Is 'Kaththi' guilty of hypocrisy?

Kaththi is a film that you really want to like. It has its heart in the right place and the issues it raises are valid and relevant. But at the end of it, one is left with several niggling questions. Some of them have to do with logic – who, for instance, is Ankita (Samantha)? Other than the fact that she has a grandfather in an old-age home, we know virtually nothing about her. Does she go to college? Does she work? Does nobody care that the woman is sitting inside a pipe for three days? Considering that she is the female lead in the story, it's baffling that so little thought has gone into shaping her character.
But let's set aside these quibbles for a minute and focus on the main story. Kaththi is about the insatiable greed of the corporate sector, MNCs in particular. In their lust for money, they think nothing of destroying anything that stands in their path of accumulating wealth. Agricultural lands are grabbed, natural resources are robbed, government infrastructure is unfairly used. The rich become richer while the poor become poorer and nobody cares about what's happening because the media is not interested in anything that isn't sensational or glamorous. The urban population does not have the time or the inclination to care about injustices taking place by the dozen in the hinterlands. None of this is exaggerated. Journalists like P.Sainath have painstakingly covered the frightening crisis in the agricultural sector and the heartbreaking indifference shown towards it by the government, media and the urban public alike, for decades.
And so, when a group of farmers stand together and decide to take their lives to draw people's attention to what's happening in their village, a chill goes down your spine because you know that this is entirely plausible. In moments like these, Kaththi makes you sit up and take notice. But for the large part, the film sadly suffers from a lack of self-introspection. The press conference that Kathiresan calls towards the end is one of the more powerful scenes in the film – it's a long rant against the haves who have trodden on the backs of the have-nots in the country. It's a well-written speech that asks some truly uncomfortable questions. But it's ironic that nearly three-fourths of the film unwittingly celebrates and promotes the very culture and products that we're later asked to distance ourselves from.
Vijay as Kathiresan plays the role of a cocky charmer, a get-up that he seems to compulsively employ in every film of his. Though he has a back-story that gives some clue to the audience as to why he should risk his life for a godforsaken village, one is never really convinced of the loftiness of his goals. This is because the script is hampered by songs and romance sequences that not only disrupt the narrative but also dilute its impact considerably.

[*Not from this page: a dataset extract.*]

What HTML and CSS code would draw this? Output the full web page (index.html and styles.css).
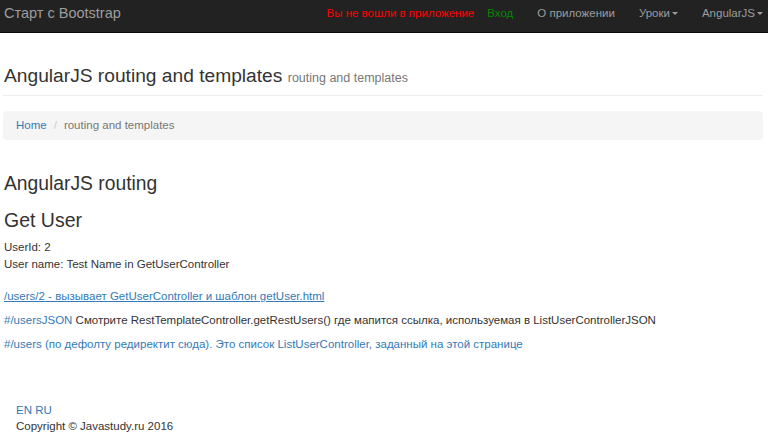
FILE: index.html
```html
<!DOCTYPE html>
<html lang="ru">
<head>
<meta charset="utf-8">
<title>AngularJS routing and templates</title>
<link rel="stylesheet" href="styles.css">
</head>
<body>
<nav class="navbar">
  <a class="brand" href="#">Старт с Bootstrap</a>
  <div class="nav-right">
    <span class="nav-status">Вы не вошли в приложение</span>
    <a class="nav-login" href="#">Вход</a>
    <a class="nav-link" href="#">О приложении</a>
    <a class="nav-link" href="#">Уроки<span class="caret"></span></a>
    <a class="nav-link last" href="#">AngularJS<span class="caret"></span></a>
  </div>
</nav>
<main class="container">
  <div class="page-header">
    <h1 class="title">AngularJS routing and templates <small class="subtitle">routing and templates</small></h1>
  </div>
  <ol class="breadcrumb">
    <li><a href="#">Home</a></li>
    <li class="sep">/</li>
    <li class="active">routing and templates</li>
  </ol>
  <h2 class="section">AngularJS routing</h2>
  <h3 class="sub">Get User</h3>
  <div class="user">
    <div>UserId: 2</div>
    <div>User name: Test Name in GetUserController</div>
  </div>
  <p class="line"><a class="ul" href="#">/users/2 - вызывает GetUserController и шаблон getUser.html</a></p>
  <p class="line"><a href="#">#/usersJSON</a> Смотрите RestTemplateController.getRestUsers() где мапится ссылка, используемая в ListUserControllerJSON</p>
  <p class="line"><a href="#">#/users (по дефолту редиректит сюда). Это список ListUserController, заданный на этой странице</a></p>
</main>
<footer class="footer">
  <div><a href="#">EN</a> <a href="#">RU</a></div>
  <div>Copyright © Javastudy.ru 2016</div>
</footer>
</body>
</html>
```
FILE: styles.css
```css
html, body {
  margin: 0;
  padding: 0;
  background: #fff;
}
body {
  font-family: "Liberation Sans", Arial, sans-serif;
  font-size: 11.5px;
  line-height: 17px;
  color: #333;
}
a {
  color: #337ab7;
  text-decoration: none;
}
.navbar {
  display: flex;
  justify-content: space-between;
  align-items: flex-start;
  height: 32px;
  background: #222;
  border-bottom: 1px solid #080808;
  padding: 0 5px 0 4px;
}
.brand {
  color: #9d9d9d;
  font-size: 14.5px;
  line-height: 18px;
  padding-top: 4px;
}
.nav-right {
  display: flex;
  align-items: flex-start;
  padding-top: 5px;
  font-size: 11.5px;
  line-height: 16px;
}
.nav-status {
  color: #f00;
  margin-right: 13px;
}
.nav-login {
  color: #080;
  padding-right: 12px;
}
.nav-link {
  color: #9d9d9d;
  padding: 0 12px;
  display: flex;
  align-items: center;
}
.nav-link.last {
  padding-right: 0;
}
.caret {
  display: inline-block;
  width: 0;
  height: 0;
  margin-left: 2px;
  margin-top: 1px;
  border-top: 3px solid #9d9d9d;
  border-left: 3px solid transparent;
  border-right: 3px solid transparent;
}
.container {
  padding: 0 5px 0 3px;
}
.page-header {
  margin-top: 31px;
  padding-bottom: 5px;
  border-bottom: 1px solid #eee;
}
.title {
  margin: 0;
  font-size: 19.2px;
  line-height: 24px;
  font-weight: 500;
  color: #333;
  padding-left: 1px;
}
.subtitle {
  font-size: 12.5px;
  color: #777;
  font-weight: 400;
}
.breadcrumb {
  display: flex;
  list-style: none;
  margin: 15px 0 0;
  padding: 6px 13px;
  background: #f5f5f5;
  border-radius: 4px;
  line-height: 17px;
}
.breadcrumb .sep {
  color: #ccc;
  padding: 0 7px;
}
.breadcrumb .active {
  color: #777;
}
.section {
  margin: 32px 0 0;
  font-size: 19.3px;
  line-height: 24px;
  font-weight: 500;
  padding-left: 1px;
}
.sub {
  margin: 12px 0 0;
  font-size: 19.5px;
  line-height: 24px;
  font-weight: 500;
  padding-left: 1px;
}
.user {
  margin-top: 7px;
  padding-left: 1px;
}
.line {
  margin: 0;
  padding-left: 1px;
}
.user + .line {
  margin-top: 15px;
}
.line + .line {
  margin-top: 7px;
}
.ul {
  text-decoration: underline;
}
.footer {
  margin-top: 49px;
  padding-left: 16px;
  line-height: 16px;
}
```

The super-hit number Let's take a selfie pulla, for example, is a celebration of urban life with all its self-centeredness and self-obsession, the very characteristics that Kathiresan later says is criminal. The simplistic division of urban = evil and village = good is fine for a while but after a point, it becomes predictable and boring. Especially when it is the culture of the rich that the hero and the heroine are selling all the time except when preaching to the audience. The director seems to have missed the irony in this entirely. In the press conference, Kathiresan also rants about fairness creams which use up the country's resources while the poor suffer without the basic necessities. But what really creates the demand for fairness creams? Does it have nothing at all to do with the constant casting of super-fair women as heroines always? Something for Murugadoss to mull over when he picks his cast the next time.
Kaththi is by no means a bad film. But it could have been a way better film if only its makers had spent some time pondering over this old proverb: When you point your finger at someone, remember that you have four fingers pointed at you. Kaththi reminds me of the moral stories I read as a child. They would each have a wonderful moral in the end, highlighted in bold. But the stories themselves would be full of cruel stepmothers, evil hunchbacks, ugly villains and too-white princesses.